NEW YORK (1010 WINS) — After a string of brutal subway shoves, including the murder of Michelle Aylssa Go last month, MTA Chairman and CEO Janno Lieber said Wednesday that platform doors will be installed at three subway stations in Manhattan and Queens.
The platform doors will be tested in the Times Square station on the 7 line, the Third Avenue station on the L line, and the Sutphin Boulevard-JFK Airtrain station on the E train line, Lieber announced.
However, the agency's chief told 1010 WINS on Wednesday that the MTA is looking at a "whole range of other technologies" to curb subway shoves and jumpers.
Lieber added that he started the study before 40-year-old Go was fatally shoved in front of an oncoming train at the Times Square station.

"I saw that more people were getting on the tracks, so we're testing laser interdiction technology, thermal interdiction technologies, CCTV combined with artificial intelligence, all to let train operators and other staff know if there are people on the tracks faster than they can detect with the naked eye," he said.
He said that the agency is studying these other advances to "overcome some of the engineering obstacles" that might prevent screen doors from being installed.
"Right now, we need a full menu of options and part of this ... is [that] we are going to be doing messaging because a lot of people are getting on the tracks voluntarily just to retrieve a dropped cell phone, just to cross from platform to platform. This is nuts," Liber continued.

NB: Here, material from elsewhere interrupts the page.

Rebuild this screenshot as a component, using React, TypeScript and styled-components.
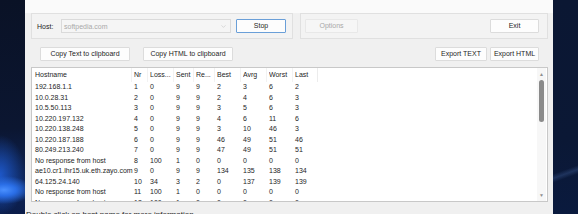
import styled, { createGlobalStyle } from 'styled-components';
import { ChevronDown } from 'lucide-react';

const GlobalStyle = createGlobalStyle`
  html, body {
    margin: 0;
    padding: 0;
  }
  body {
    width: 578px;
    height: 214px;
    overflow: hidden;
    background: #0b1732;
    font-family: 'Liberation Sans', Arial, sans-serif;
  }
`;

const Desktop = styled.div`
  display: flex;
  width: 578px;
  height: 214px;
  overflow: hidden;
`;

const LeftWall = styled.div`
  flex: 0 0 25px;
  background:
    radial-gradient(ellipse 30px 14px at 4px 190px, #4a90ff 0%, #2a6ee6 40%, rgba(30, 80, 200, 0) 100%),
    radial-gradient(ellipse 26px 40px at 0px 175px, #1d57c8 0%, rgba(20, 60, 170, 0) 100%),
    linear-gradient(180deg, #0a1226 0%, #0b1631 60%, #0e2456 85%, #0b1d4a 100%);
`;

const RightWall = styled.div`
  flex: 1;
  background:
    linear-gradient(160deg, rgba(0, 0, 0, 0) 78%, rgba(90, 130, 200, 0.25) 80%, rgba(0, 0, 0, 0) 82%),
    linear-gradient(180deg, #0b1733 0%, #0b1835 65%, #0a1a3e 100%);
`;

const Window = styled.div`
  flex: 0 0 528px;
  display: flex;
  flex-direction: column;
  background: #f0f0f0;
  overflow: hidden;
`;

const TitleStrip = styled.div`
  height: 13px;
  flex: none;
  background: #fafafa;
`;

const Body = styled.div`
  flex: none;
  display: flex;
  flex-direction: column;
  padding: 0 5px 0 6px;
`;

const HostBar = styled.div`
  display: flex;
  gap: 7px;
  height: 27px;
  flex: none;
`;

const GroupBox = styled.div<{ $width?: number }>`
  ${p => (p.$width ? `flex: 0 0 ${p.$width}px;` : 'flex: 1;')}
  height: 26px;
  box-sizing: border-box;
  border: 1px solid #e0e0e0;
  background: #f3f3f3;
  display: flex;
  align-items: center;
`;

const HostGroup = styled(GroupBox)`
  padding: 0 0 0 5px;
`;

const ControlGroup = styled(GroupBox)`
  padding: 0 8px 0 4px;
  justify-content: space-between;
`;

const Label = styled.span`
  font-size: 7px;
  color: #1e1e1e;
  width: 24px;
`;

const Combo = styled.div`
  width: 170px;
  height: 14px;
  box-sizing: border-box;
  border: 1px solid #dadada;
  background: #f5f5f5;
  display: flex;
  align-items: center;
  justify-content: space-between;
  padding: 0 3px 0 2px;
  margin-right: 5px;
  font-size: 7px;
  color: #a9a9a9;
`;

const Button = styled.button<{ $width: number; $variant?: 'default' | 'focused' | 'disabled' }>`
  width: ${p => p.$width}px;
  height: 14px;
  box-sizing: border-box;
  padding: 0;
  margin: 0;
  font-family: inherit;
  font-size: 7px;
  line-height: 12px;
  background: ${p => (p.$variant === 'disabled' ? '#f6f6f6' : '#fdfdfd')};
  color: ${p => (p.$variant === 'disabled' ? '#a8a8a8' : '#1e1e1e')};
  border: 1px solid
    ${p => (p.$variant === 'focused' ? '#6a9fd8' : p.$variant === 'disabled' ? '#e8e8e8' : '#dcdcdc')};
  border-radius: 1px;
`;

const ActionRow = styled.div`
  display: flex;
  align-items: center;
  height: 27px;
  flex: none;
  padding: 0 9px;
  gap: 13px;
`;

const ExportGroup = styled.div`
  margin-left: auto;
  display: flex;
  gap: 3px;
`;

const ListView = styled.div`
  height: 135px;
  flex: none;
  box-sizing: border-box;
  border: 1px solid #c8c8c8;
  background: #ffffff;
  display: flex;
  overflow: hidden;
`;

const ListContent = styled.div`
  flex: 1;
  overflow: hidden;
`;

const columns = '99px 16px 26px 20px 21px 26px 26px 26px 1fr';

const HeaderRow = styled.div`
  display: grid;
  grid-template-columns: ${columns};
  height: 14px;
  align-items: center;
  padding-left: 3px;
  font-size: 7px;
  color: #1e1e1e;
`;

const HeaderCell = styled.span<{ $last?: boolean }>`
  height: 14px;
  line-height: 14px;
  white-space: nowrap;
  overflow: hidden;
  margin-right: ${p => (p.$last ? '0' : '2px')};
  box-shadow: inset -1px 0 0 ${p => (p.$last ? '#ececec' : '#f2f2f2')};
  ${p => (p.$last ? 'max-width: 23px;' : '')}
`;

const Row = styled.div`
  display: grid;
  grid-template-columns: ${columns};
  height: 10.5px;
  line-height: 10.5px;
  padding-left: 3px;
  font-size: 7px;
  color: #1e1e1e;
  white-space: nowrap;
`;

const Scrollbar = styled.div`
  flex: 0 0 9px;
  display: flex;
  flex-direction: column;
  align-items: center;
  background: #f7f7f7;
  margin-right: 1px;
`;

const Arrow = styled.span`
  font-size: 5px;
  color: #8f8f8f;
  height: 12px;
  line-height: 12px;
`;

const Thumb = styled.div`
  width: 5px;
  height: 42px;
  border-radius: 3px;
  background: #8a8a8a;
`;

const Track = styled.div`
  flex: 1;
`;

const StatusBar = styled.div`
  flex: none;
  padding: 8px 0 0 1px;
  font-size: 8px;
  line-height: 10px;
  color: #1e1e1e;
  white-space: nowrap;
`;

const headers = ['Hostname', 'Nr', 'Loss...', 'Sent', 'Re...', 'Best', 'Avrg', 'Worst', 'Last'];

const rows: string[][] = [
  ['192.168.1.1', '1', '0', '9', '9', '2', '3', '6', '2'],
  ['10.0.28.31', '2', '0', '9', '9', '2', '4', '6', '3'],
  ['10.5.50.113', '3', '0', '9', '9', '3', '5', '6', '3'],
  ['10.220.197.132', '4', '0', '9', '9', '4', '6', '11', '6'],
  ['10.220.138.248', '5', '0', '9', '9', '3', '10', '46', '3'],
  ['10.220.187.188', '6', '0', '9', '9', '46', '49', '51', '46'],
  ['80.249.213.240', '7', '0', '9', '9', '47', '49', '51', '51'],
  ['No response from host', '8', '100', '1', '0', '0', '0', '0', '0'],
  ['ae10.cr1.lhr15.uk.eth.zayo.com', '9', '0', '9', '9', '134', '135', '138', '134'],
  ['64.125.24.140', '10', '34', '3', '2', '0', '137', '139', '139'],
  ['No response from host', '11', '100', '1', '0', '0', '0', '0', '0'],
  ['No response from host', '12', '100', '1', '0', '0', '0', '0', '0'],
];

export default function App() {
  return (
    <>
      <GlobalStyle />
      <Desktop>
        <LeftWall />
        <Window>
          <TitleStrip />
          <Body>
            <HostBar>
              <HostGroup $width={262}>
                <Label>Host:</Label>
                <Combo>
                  <span>softpedia.com</span>
                  <ChevronDown size={7} color="#b4b4b4" strokeWidth={1.5} />
                </Combo>
                <Button $width={50} $variant="focused">Stop</Button>
              </HostGroup>
              <ControlGroup>
                <Button $width={53} $variant="disabled">Options</Button>
                <Button $width={49}>Exit</Button>
              </ControlGroup>
            </HostBar>
            <ActionRow>
              <Button $width={90}>Copy Text to clipboard</Button>
              <Button $width={90}>Copy HTML to clipboard</Button>
              <ExportGroup>
                <Button $width={52}>Export TEXT</Button>
                <Button $width={49}>Export HTML</Button>
              </ExportGroup>
            </ActionRow>
            <ListView>
              <ListContent>
                <HeaderRow>
                  {headers.map((h, i) => (
                    <HeaderCell key={h} $last={i === headers.length - 1}>{h}</HeaderCell>
                  ))}
                </HeaderRow>
                {rows.map((r, i) => (
                  <Row key={i}>
                    {r.map((c, j) => (
                      <span key={j}>{c}</span>
                    ))}
                  </Row>
                ))}
              </ListContent>
              <Scrollbar>
                <Arrow>▲</Arrow>
                <Thumb />
                <Track />
                <Arrow>▼</Arrow>
              </Scrollbar>
            </ListView>
          </Body>
          <StatusBar>Double click on host name for more information.</StatusBar>
        </Window>
        <RightWall />
      </Desktop>
    </>
  );
}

Following Wednesday's move that advocates have urged, Lieber said the most important thing is for commuters to feel safe, praising Mayor Eric Adams' new subway safety plan announced last week with Gov. Kathy Hochul.

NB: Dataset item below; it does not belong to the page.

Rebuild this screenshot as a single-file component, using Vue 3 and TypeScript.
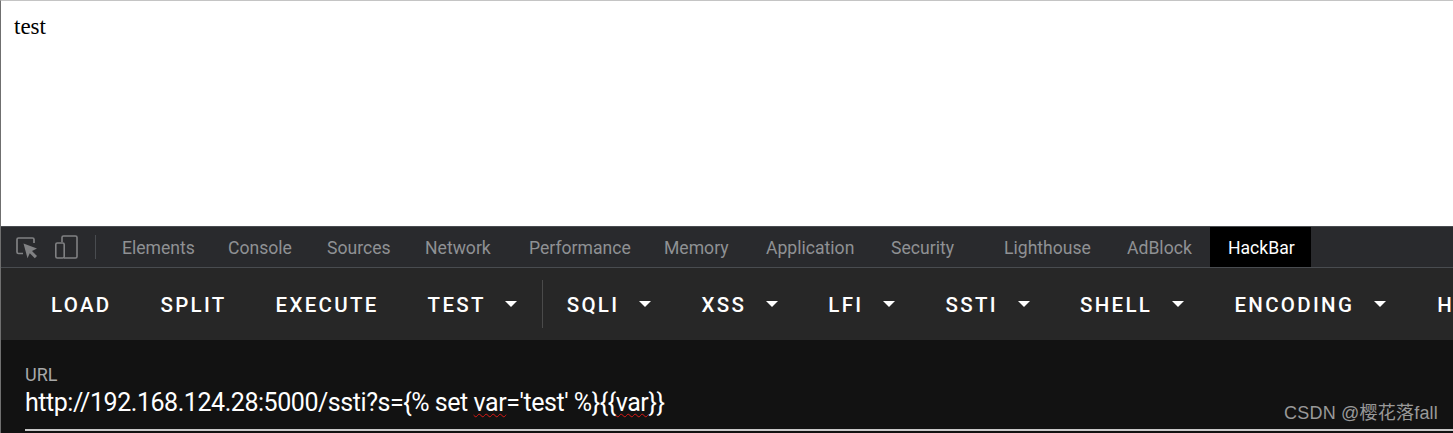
<script setup lang="ts">
const tabs = [
  { label: 'Elements', width: 106 },
  { label: 'Console', width: 99 },
  { label: 'Sources', width: 98 },
  { label: 'Network', width: 104 },
  { label: 'Performance', width: 135 },
  { label: 'Memory', width: 102 },
  { label: 'Application', width: 125 },
  { label: 'Security', width: 113 },
  { label: 'Lighthouse', width: 123 },
  { label: 'AdBlock', width: 101 },
]
const plain = ['LOAD', 'SPLIT', 'EXECUTE']
const menus = ['SQLI', 'XSS', 'LFI', 'SSTI', 'SHELL', 'ENCODING']
</script>

<template>
  <div class="frame">
    <div class="page">test</div>
    <div class="tabbar">
      <div class="tools">
        <svg class="tool" width="24" height="24" viewBox="0 0 24 24" fill="none">
          <path d="M8 18.500H3.500a1.500 1.500 0 0 1-1.500-1.500V4.500A1.500 1.500 0 0 1 3.500 3h14A1.500 1.500 0 0 1 19 4.500V8" stroke="#808183" stroke-width="1.700" />
          <path d="M8.500 8.500 22 13.500l-5 2.500 5 5-2.200 2.200-5-5-2.300 5z" fill="#808183" />
        </svg>
        <svg class="tool device" width="24" height="24" viewBox="0 0 24 24" fill="none">
          <path d="M8 7V2.500A1.500 1.500 0 0 1 9.500 1h12A1.500 1.500 0 0 1 23 2.500v19a1.500 1.500 0 0 1-1.500 1.500H10" stroke="#808183" stroke-width="1.600" />
          <rect x="1.800" y="8" width="8.400" height="15" rx="1.500" stroke="#808183" stroke-width="1.600" />
        </svg>
        <span class="sep"></span>
      </div>
      <span v-for="t in tabs" :key="t.label" class="tab" :style="{ width: t.width + 'px' }">{{ t.label }}</span>
      <span class="tab active">HackBar</span>
    </div>
    <div class="toolbar">
      <button v-for="b in plain" :key="b" class="btn">{{ b }}</button>
      <button class="btn">TEST<i class="caret"></i></button>
      <span class="divider"></span>
      <button v-for="m in menus" :key="m" class="btn menu">{{ m }}<i class="caret"></i></button>
      <button class="btn">HELP</button>
    </div>
    <div class="body">
      <label class="label">URL</label>
      <div class="field">http://192.168.124.28:5000/ssti?s={% set <span class="typo">var</span>='test' %}{{ '{{' }}<span class="typo">var</span>}}</div>
      <div class="mark">CSDN @樱花落fall</div>
    </div>
  </div>
</template>

<style scoped>
.frame {
  position: relative;
  width: 1453px;
  height: 433px;
  box-sizing: border-box;
  border-left: 1px solid #6f6f6f;
  border-top: 1px solid #c4c4c4;
  display: flex;
  flex-direction: column;
  overflow: hidden;
}
.page {
  height: 225px;
  background: #fff;
  box-sizing: border-box;
  padding: 14px 0 0 13px;
  font: 23px/24px "Liberation Serif", serif;
  color: #000;
}
.tabbar {
  height: 42px;
  box-sizing: border-box;
  background: #292a2d;
  border-top: 1px solid #494c50;
  border-bottom: 1px solid #494c50;
  display: flex;
  align-items: stretch;
  font: 17.600px "Roboto", sans-serif;
  color: #8f9194;
}
.tools {
  display: flex;
  align-items: center;
  padding-left: 14px;
}
.tool { flex: none; }
.device { margin-left: 15px; }
.sep {
  width: 1px;
  height: 24px;
  margin: 0 8px 0 17px;
  background: #494c50;
}
.tab {
  box-sizing: border-box;
  flex: none;
  padding: 2px 18px 0;
  display: flex;
  align-items: center;
}
.active {
  width: 101px;
  background: #000;
  color: #fff;
}
.toolbar {
  height: 72px;
  flex: none;
  background: #272727;
  display: flex;
  align-items: center;
  padding-left: 25.600px;
  white-space: nowrap;
}
.btn {
  flex: none;
  border: 0;
  background: none;
  padding: 2px 24.600px 0 24.400px;
  height: 52px;
  color: #fff;
  font: 500 20.500px "Roboto", sans-serif;
  letter-spacing: 2.300px;
  display: flex;
  align-items: center;
}
.menu { padding: 2px 26.900px 0 23.600px; }
.caret {
  width: 0;
  height: 0;
  margin: -2px 0 0 19.700px;
  border-left: 6px solid transparent;
  border-right: 6px solid transparent;
  border-top: 6px solid #fff;
}
.divider {
  flex: none;
  width: 1px;
  height: 48px;
  background: #4a4a4a;
}
.body {
  position: relative;
  flex: 1;
  background: #121212;
  padding: 25px 0 0 24px;
}
.label {
  display: block;
  font: 18px/20px "Roboto", sans-serif;
  color: #a8a8a8;
}
.field {
  height: 46px;
  box-sizing: border-box;
  border-bottom: 2px solid #c8c8c8;
  font: 25px/36px "Roboto", sans-serif;
  letter-spacing: -0.450px;
  color: #fff;
  white-space: nowrap;
}
.typo {
  text-decoration: underline wavy #d81a16 1px;
  text-underline-offset: 2px;
}
.mark {
  position: absolute;
  right: 15px;
  bottom: 9px;
  font: 18px/22px "Liberation Sans", "Noto Sans CJK SC", sans-serif;
  letter-spacing: 0.200px;
  color: #999;
}
</style>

"The mayor stepped out on Friday and put it on his back. The governor stepped out with him and put it on her back that we are going to make the system not just be safer but feel safer," he added. "That is essential to bring New Yorkers back to transit to get normality back to our city. That's why we are focusing on safety because it's on our riders' minds; they are telling us again and again."
While the MTA initially dismissed the platform door concept as being too costly, Lieber said Wednesday that further research into these technologies is beneficial.
"[It's] to get a sense of how much it will cost. Can we build it efficiently?" he added. "Can we do it without disrupting operations? And then we're going to try and figure out how to work it into the capital program along with many many other safety initiatives that we have underway ... We can find some money for these initial pilots, then we can go bigger."
Meanwhile, it remains unclear when these changes could be implemented.